Across the street stands another solid brick residence, which, though of a later period in history, is equally beautiful. It is the one-time home of Matthew Fontaine Maury, one of America’s greatest men. Its architecture, its interior decoration, its moss-covered, serpentine, brick walk leading to the old kitchen, and the fascinating flower garden, still radiant with old-time favorites, attest the age of this old home. Nowhere does the trumpet vine attain such luxuriant and graceful growth, and many other varieties of flowering shrubs and vines linger in the sun or throw their fragrance out on silent nights.

Two other landmarks in the list of charming homes built in bygone days—the latter part of the 18th century—each with enchanting grounds, are located one on Hanover, and one on upper Main Street. These are the old homes of Dr. James Carmichael, and Dr. Robert Welford. Lineal descendants occupy both of these premises today, and with the same loving care the bewildering tangles of beauty in leaf, bud, and blossom, which characterize these alluring old garden spots, with their accompanying moss-grown brick walks, is continued. The Rappahannock river laves the east slope of the Welford garden. The picturesque windings of this river, and its wooded shores, together with glimpses of the ancient and interesting little village of Falmouth with “the decent Church that tops the neighboring hill,” form a pleasing panorama. At the old Carmichael home, oak, walnut, apple, and mimosa trees, with a pretty arrangement of japonica, crepe myrtle, dogwood, lilac, English ivy, and other climbing and flowering shrubs, combine to make a setting of alluring beauty.

Federal, and Hazel, Hill

Nearby, and still on Hanover Street, is the old colonial residence known now as Federal Hill, the one time home of the distinguished attorney, Thomas Reade Rootes. Its white enamelled wainscoting, panelling, and other interior decorations; its colonial doorways, dormer windows, and spacious grounds where old-time favorites, both radiant and redolent are enclosed within its boxwood hedges and honeysuckle glen, all bear witness to a carefully preserved and graceful old age. Here too is the sun dial, its pedestal half concealed by luxuriant tangles.

Beautiful Hazel Hill, with its spreading grounds, the old-time residence of General John Minor; and the unusually attractive home on Princess Anne Street, the pre-revolution home of Charles Dick, supposed with every proof of accuracy to be the oldest house in town; Kenmore, with its storied frescoes, always associated with Betty Washington, sister of George, where graceful wood carving was done by Hessian prisoners, is magnificently beautiful; “the Sentry Box,” on lower Main Street, the old home of General Hugh Mercer, though altered and modernized, has still the same attractive grounds, and because it was here that the country doctor, who was to be “General” Hugh Mercer and the tavern keeper who was to be “General” George Weedon gained the hearts and hands of pretty Isabella and Catherine Gordon, one infers that this was once the trysting place for many a gallant cavalier.
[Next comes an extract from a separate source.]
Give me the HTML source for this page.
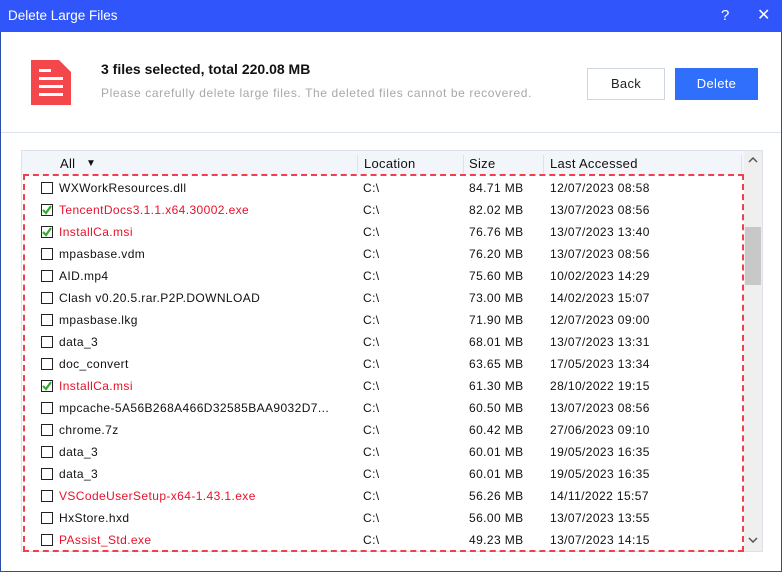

All these historic spots deserve front rank in the realm of beautiful and interesting old age.

Beautiful Old “Chatham”

Among the pleasant places worthy of consideration, from an historic, and artistic viewpoint, none is more interesting than old Chatham, on Stafford Heights, directly across the Rappahannock from Fredericksburg. Situated on an eminence commanding an extended view up and down the picturesque river, and with glimpses of the church spires, and quaint roof tops of the old town, gleaming through the splendid shade trees dotting the grounds, it has stood for almost 200 years, a typical colonial Manor house, with characteristically beautiful proportions, an example of English material and English workmanship.
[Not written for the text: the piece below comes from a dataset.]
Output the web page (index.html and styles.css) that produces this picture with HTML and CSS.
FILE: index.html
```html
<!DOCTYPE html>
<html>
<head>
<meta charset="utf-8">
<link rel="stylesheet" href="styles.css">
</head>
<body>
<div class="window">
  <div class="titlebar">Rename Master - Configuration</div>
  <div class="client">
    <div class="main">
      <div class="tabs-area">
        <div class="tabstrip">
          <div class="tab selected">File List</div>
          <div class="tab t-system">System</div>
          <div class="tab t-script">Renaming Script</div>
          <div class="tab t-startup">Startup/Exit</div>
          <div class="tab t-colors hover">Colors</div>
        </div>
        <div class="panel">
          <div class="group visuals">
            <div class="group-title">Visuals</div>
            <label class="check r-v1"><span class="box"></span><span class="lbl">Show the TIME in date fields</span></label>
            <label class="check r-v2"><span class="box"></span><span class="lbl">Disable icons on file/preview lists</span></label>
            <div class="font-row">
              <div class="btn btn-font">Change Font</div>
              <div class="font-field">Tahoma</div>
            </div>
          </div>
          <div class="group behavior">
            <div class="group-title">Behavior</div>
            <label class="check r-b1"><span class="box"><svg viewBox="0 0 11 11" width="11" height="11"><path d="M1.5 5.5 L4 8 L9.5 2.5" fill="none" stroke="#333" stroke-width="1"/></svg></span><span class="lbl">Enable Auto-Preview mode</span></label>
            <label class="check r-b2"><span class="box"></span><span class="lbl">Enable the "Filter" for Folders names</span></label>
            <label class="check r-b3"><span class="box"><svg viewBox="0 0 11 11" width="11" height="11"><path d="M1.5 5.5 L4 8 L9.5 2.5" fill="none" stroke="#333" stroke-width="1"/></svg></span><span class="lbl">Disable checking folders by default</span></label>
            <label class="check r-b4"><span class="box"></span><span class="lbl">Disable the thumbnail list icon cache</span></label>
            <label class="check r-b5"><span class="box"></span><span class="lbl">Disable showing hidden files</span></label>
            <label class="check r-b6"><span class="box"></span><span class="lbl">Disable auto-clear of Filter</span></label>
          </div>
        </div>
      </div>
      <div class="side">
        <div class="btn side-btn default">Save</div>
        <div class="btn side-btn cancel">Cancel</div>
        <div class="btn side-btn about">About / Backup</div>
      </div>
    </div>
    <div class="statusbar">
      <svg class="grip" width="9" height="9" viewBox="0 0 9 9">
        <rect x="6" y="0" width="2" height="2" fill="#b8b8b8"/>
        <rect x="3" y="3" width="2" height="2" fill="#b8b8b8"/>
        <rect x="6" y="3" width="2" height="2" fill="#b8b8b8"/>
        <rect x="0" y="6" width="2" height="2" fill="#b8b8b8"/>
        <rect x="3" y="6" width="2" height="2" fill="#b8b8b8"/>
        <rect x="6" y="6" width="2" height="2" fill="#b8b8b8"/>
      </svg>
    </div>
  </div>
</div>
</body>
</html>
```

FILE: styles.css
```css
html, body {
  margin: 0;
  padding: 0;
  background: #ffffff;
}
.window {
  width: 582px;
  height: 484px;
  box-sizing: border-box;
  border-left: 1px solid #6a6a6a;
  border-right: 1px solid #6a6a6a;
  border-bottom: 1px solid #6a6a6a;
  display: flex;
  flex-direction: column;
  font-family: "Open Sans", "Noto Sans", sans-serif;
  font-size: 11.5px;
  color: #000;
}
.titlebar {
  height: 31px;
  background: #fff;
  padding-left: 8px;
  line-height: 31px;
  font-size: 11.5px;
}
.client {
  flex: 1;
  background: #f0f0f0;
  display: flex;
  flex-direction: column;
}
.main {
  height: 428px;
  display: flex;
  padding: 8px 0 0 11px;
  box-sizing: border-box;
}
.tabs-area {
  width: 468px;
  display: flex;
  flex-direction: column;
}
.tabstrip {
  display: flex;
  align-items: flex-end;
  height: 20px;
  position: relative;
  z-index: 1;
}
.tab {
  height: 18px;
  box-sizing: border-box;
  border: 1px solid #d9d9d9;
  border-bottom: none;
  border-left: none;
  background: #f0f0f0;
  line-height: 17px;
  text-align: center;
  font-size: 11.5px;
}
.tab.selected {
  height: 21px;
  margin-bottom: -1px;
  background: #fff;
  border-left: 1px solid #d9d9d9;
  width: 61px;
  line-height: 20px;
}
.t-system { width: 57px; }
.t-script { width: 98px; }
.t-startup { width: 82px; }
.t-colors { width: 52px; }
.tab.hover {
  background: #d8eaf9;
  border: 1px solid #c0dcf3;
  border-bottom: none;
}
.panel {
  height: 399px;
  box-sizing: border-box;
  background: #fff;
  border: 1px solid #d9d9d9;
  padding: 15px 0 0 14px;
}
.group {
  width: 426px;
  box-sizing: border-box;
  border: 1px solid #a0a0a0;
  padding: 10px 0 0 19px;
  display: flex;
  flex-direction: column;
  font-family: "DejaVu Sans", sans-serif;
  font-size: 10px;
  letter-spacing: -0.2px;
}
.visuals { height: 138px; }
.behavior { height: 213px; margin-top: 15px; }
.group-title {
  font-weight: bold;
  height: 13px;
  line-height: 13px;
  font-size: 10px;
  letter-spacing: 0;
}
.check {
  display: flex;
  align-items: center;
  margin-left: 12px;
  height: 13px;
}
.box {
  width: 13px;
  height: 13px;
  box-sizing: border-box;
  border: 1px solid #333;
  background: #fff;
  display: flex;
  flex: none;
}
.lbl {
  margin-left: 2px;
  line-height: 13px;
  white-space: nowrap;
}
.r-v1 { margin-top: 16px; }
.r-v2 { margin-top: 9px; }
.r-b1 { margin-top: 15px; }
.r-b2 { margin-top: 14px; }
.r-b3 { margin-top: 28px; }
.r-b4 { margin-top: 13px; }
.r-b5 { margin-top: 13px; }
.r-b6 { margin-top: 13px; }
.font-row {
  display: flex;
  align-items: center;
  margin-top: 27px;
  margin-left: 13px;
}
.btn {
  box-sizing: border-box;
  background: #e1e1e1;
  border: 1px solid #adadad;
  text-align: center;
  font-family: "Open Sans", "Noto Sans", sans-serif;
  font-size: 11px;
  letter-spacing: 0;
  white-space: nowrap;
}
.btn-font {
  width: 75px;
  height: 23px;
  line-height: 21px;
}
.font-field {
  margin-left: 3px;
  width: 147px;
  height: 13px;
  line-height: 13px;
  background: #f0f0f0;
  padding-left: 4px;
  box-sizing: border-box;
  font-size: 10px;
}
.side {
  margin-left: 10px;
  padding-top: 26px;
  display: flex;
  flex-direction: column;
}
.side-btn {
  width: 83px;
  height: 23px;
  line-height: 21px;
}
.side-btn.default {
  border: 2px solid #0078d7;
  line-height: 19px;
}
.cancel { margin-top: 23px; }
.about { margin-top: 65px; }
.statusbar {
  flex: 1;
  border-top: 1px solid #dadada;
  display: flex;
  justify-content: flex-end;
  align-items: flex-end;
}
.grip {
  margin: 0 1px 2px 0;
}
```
It was built in the year 1728 by that sterling patriot, William Fitzhugh. “Fitzhugh of Chatham,” as he was known, was the descendant of the old Norman of the same name, progenitor of all of the race of Fitzhugh in Virginia. He was the intimate friend and classmate of William Pitt, Earl of Chatham, and the plans for the mansion on his large Virginia estate, which he named for the earl, are said, with every proof of accuracy, to have been drawn by Sir Christopher Wrenn.
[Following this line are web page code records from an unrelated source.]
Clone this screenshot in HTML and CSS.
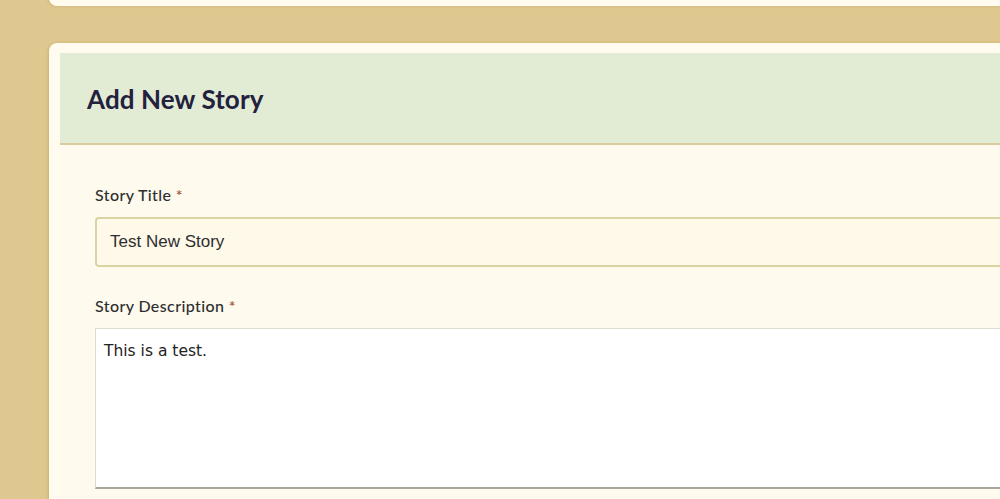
FILE: index.html
```html
<!DOCTYPE html>
<html>
<head>
<meta charset="utf-8">
<link rel="stylesheet" href="styles.css">
</head>
<body>
<div class="page">
  <div class="card card-top"></div>
  <div class="card card-main">
    <div class="card-header">
      <h2 class="card-title">Add New Story</h2>
    </div>
    <div class="card-body">
      <div class="field">
        <label class="label">Story Title <span class="req">*</span></label>
        <div class="input">Test New Story</div>
      </div>
      <div class="field">
        <label class="label">Story Description <span class="req">*</span></label>
        <div class="textarea">This is a test.</div>
      </div>
    </div>
  </div>
</div>
</body>
</html>
```
FILE: styles.css
```css
html, body {
  margin: 0;
  padding: 0;
  background: #dfc88f;
  overflow: hidden;
}
.page {
  padding-left: 49px;
  width: 1100px;
}
.card {
  background: #fffbef;
  border-radius: 8px;
  box-shadow: -1px 0 3px rgba(140, 110, 40, 0.25);
}
.card-top {
  height: 46px;
  margin-top: -40px;
}
.card-main {
  margin-top: 37px;
  padding: 10px 0 0 11px;
}
.card-header {
  background: #e2ecd5;
  height: 90px;
  border-bottom: 2px solid #ddcba0;
  display: flex;
  align-items: center;
  padding-left: 27px;
}
.card-title {
  margin: 0;
  font-family: Lato, "Open Sans", sans-serif;
  font-weight: 700;
  font-size: 26px;
  letter-spacing: 0.1px;
  color: #23213d;
  padding-top: 1px;
}
.card-body {
  background: #fffaee;
  padding: 40px 0 20px 35px;
}
.field {
  display: flex;
  flex-direction: column;
}
.field + .field {
  margin-top: 29px;
}
.label {
  font-family: Lato, "Open Sans", sans-serif;
  font-size: 16px;
  font-weight: 500;
  letter-spacing: 0.4px;
  color: #2e2e2e;
  line-height: 20px;
  margin-bottom: 12px;
}
.req {
  color: #a0503c;
}
.input {
  height: 46px;
  border: 2px solid #dcd3a2;
  border-radius: 4px;
  background: #fff9ea;
  font-family: "Liberation Sans", Arial, sans-serif;
  font-size: 17px;
  color: #2e2e2e;
  display: flex;
  align-items: center;
  padding-left: 13px;
}
.textarea {
  background: #ffffff;
  border: 1px solid #dedbd2;
  border-bottom: 2px solid #aaa69c;
  font-family: "DejaVu Sans", Verdana, sans-serif;
  font-size: 15.5px;
  color: #222;
  padding: 13px 8px;
  box-sizing: border-box;
  height: 161px;
}
```
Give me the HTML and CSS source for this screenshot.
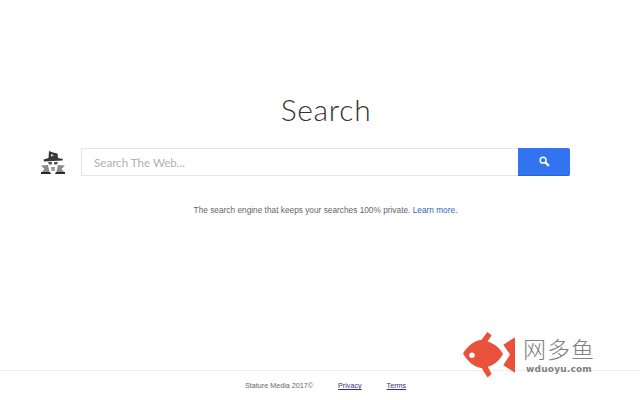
FILE: index.html
```html
<!DOCTYPE html>
<html lang="en">
<head>
<meta charset="utf-8">
<title>Search</title>
<link rel="stylesheet" href="styles.css">
</head>
<body>
<main class="main">
  <h1 class="title">Search</h1>
  <form class="search-row">
    <svg class="spy" width="26" height="26" viewBox="0 0 26 26" aria-hidden="true">
      <path fill="#3a3a3a" d="M9 2 L13 3.500 L17.500 4.500 L18 9 L23 10 L22.500 11.500 L4 12.500 L3.500 10.500 L8.500 9 Z"/>
      <path fill="#e8e8e8" d="M11 5 L14 6.500 L11 7.500 Z"/>
      <path fill="#555" d="M8 13 H12 V15.500 H9 Z"/>
      <path fill="#555" d="M14 13 H18 L17 15.500 H14 Z"/>
      <path fill="#8a8a8a" d="M1 16.500 L8 16 L9.500 23 L2 23 L4.500 20 Z"/>
      <path fill="#8a8a8a" d="M25 16.500 L18 16 L16.500 23 L24 23 L21.500 20 Z"/>
      <path fill="#999" d="M11 18 H15 L14.500 22 H11.500 Z"/>
      <path fill="#2a2a2a" d="M1 23 H10 L11 25 H1 Z"/>
      <path fill="#2a2a2a" d="M16 23 H25 V25 H15 Z"/>
    </svg>
    <input class="search-input" type="text" placeholder="Search The Web...">
    <button class="search-button" type="button" aria-label="Search">
      <svg width="11" height="11" viewBox="0 0 12 12" aria-hidden="true">
        <circle cx="4.500" cy="4.500" r="3.200" fill="none" stroke="#fff" stroke-width="1.600"/>
        <path d="M7 7 L10.800 10.800" stroke="#fff" stroke-width="2.400"/>
      </svg>
    </button>
  </form>
  <p class="tagline">The search engine that keeps your searches 100% private. <a class="learn" href="#">Learn more.</a></p>
</main>
<footer class="footer">
  <span class="copy">Stature Media 2017©</span>
  <a class="foot-link" href="#">Privacy</a>
  <a class="foot-link" href="#">Terms</a>
</footer>
<div class="watermark">
  <svg class="fish" width="54" height="47" viewBox="0 0 54 47" aria-hidden="true">
    <path fill="#e8523a" d="M0 21.500 C5 13 12 8.500 18.700 7.700 L24.300 0 L28.700 3.300 L24.500 9.500 C31 11.500 36.500 15.500 40 22 C36.500 28.500 31 33 24.800 34.800 L28.700 42 L24.500 45.500 L18.700 36 C11 35 5 30 0 21.500 Z"/>
    <path fill="#e8523a" d="M52 5.300 V40.700 L40.300 33.300 L47 22.500 L40.300 12.700 Z"/>
    <circle cx="9" cy="23.300" r="2.700" fill="#fff"/>
  </svg>
  <div class="wm-text">
    <span class="wm-cn">网多鱼</span>
    <span class="wm-en">wduoyu.com</span>
  </div>
</div>
</body>
</html>
```

FILE: styles.css
```css
html, body {
  margin: 0;
  height: 100%;
}
body {
  position: relative;
  width: 640px;
  height: 400px;
  overflow: hidden;
  background: #fff;
  font-family: "Liberation Sans", Arial, sans-serif;
  display: flex;
  flex-direction: column;
}
.main {
  flex: 1;
  padding-top: 91px;
  box-sizing: border-box;
}
.title {
  margin: 0 0 0 12px;
  text-align: center;
  font-family: Lato, sans-serif;
  font-weight: 300;
  font-size: 30px;
  line-height: 36px;
  color: #333;
  letter-spacing: 0.7px;
}
.search-row {
  display: flex;
  align-items: center;
  margin: 21px 0 0 40px;
  height: 28px;
}
.spy {
  flex: none;
  margin-right: 15px;
}
.search-input {
  width: 437px;
  height: 28px;
  box-sizing: border-box;
  border: 1px solid #e4e4e4;
  border-right: 0;
  padding: 0 12px;
  margin: 0;
  font-family: Lato, sans-serif;
  font-size: 11.600px;
  color: #555;
  outline: none;
  background: #fff;
}
.search-input::placeholder {
  color: #b0b0b0;
  opacity: 1;
}
.search-button {
  width: 52px;
  height: 28px;
  border: 0;
  border-bottom: 1px solid #2a62d0;
  padding: 0;
  margin: 0;
  background: #3273f0;
  border-radius: 0 2px 2px 0;
  display: flex;
  align-items: center;
  justify-content: center;
}
.tagline {
  margin: 28px 0 0 11px;
  text-align: center;
  font-size: 8.300px;
  line-height: 12px;
  color: #666;
}
.learn {
  color: #2a66b8;
  text-decoration: none;
}
.footer {
  height: 29px;
  border-top: 1px solid #eee;
  display: flex;
  align-items: center;
  padding-left: 245px;
  font-size: 7.200px;
  color: #666;
}
.copy {
  margin-right: 25px;
}
.foot-link {
  color: #3b2f7a;
  margin-right: 25px;
}
.watermark {
  position: absolute;
  left: 463px;
  top: 332px;
  display: flex;
  gap: 6px;
}
.wm-text {
  display: flex;
  flex-direction: column;
  align-items: flex-start;
  color: #808080;
}
.wm-cn {
  font-family: "Noto Sans CJK SC", sans-serif;
  font-weight: 300;
  font-size: 23px;
  line-height: 26px;
  margin-top: 3px;
  letter-spacing: 1px;
}
.wm-en {
  font-family: "DejaVu Sans", sans-serif;
  font-size: 9px;
  line-height: 11px;
  font-weight: 700;
  letter-spacing: 0.2px;
  margin: 3px 0 0 3px;
}
```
Writers of long ago tell of the beautiful box-bordered garden at Chatham, and of the wonderful terraces, built by numberless slaves, “stepping down to the river like a giant’s stairway.” These latter still exist in their beauty, and form one of the chief attractions of the place, which has ever been famous, and whose most recent owner was the brilliant journalist, Mark Sullivan, and Mrs. Sullivan, who made their home there until recently.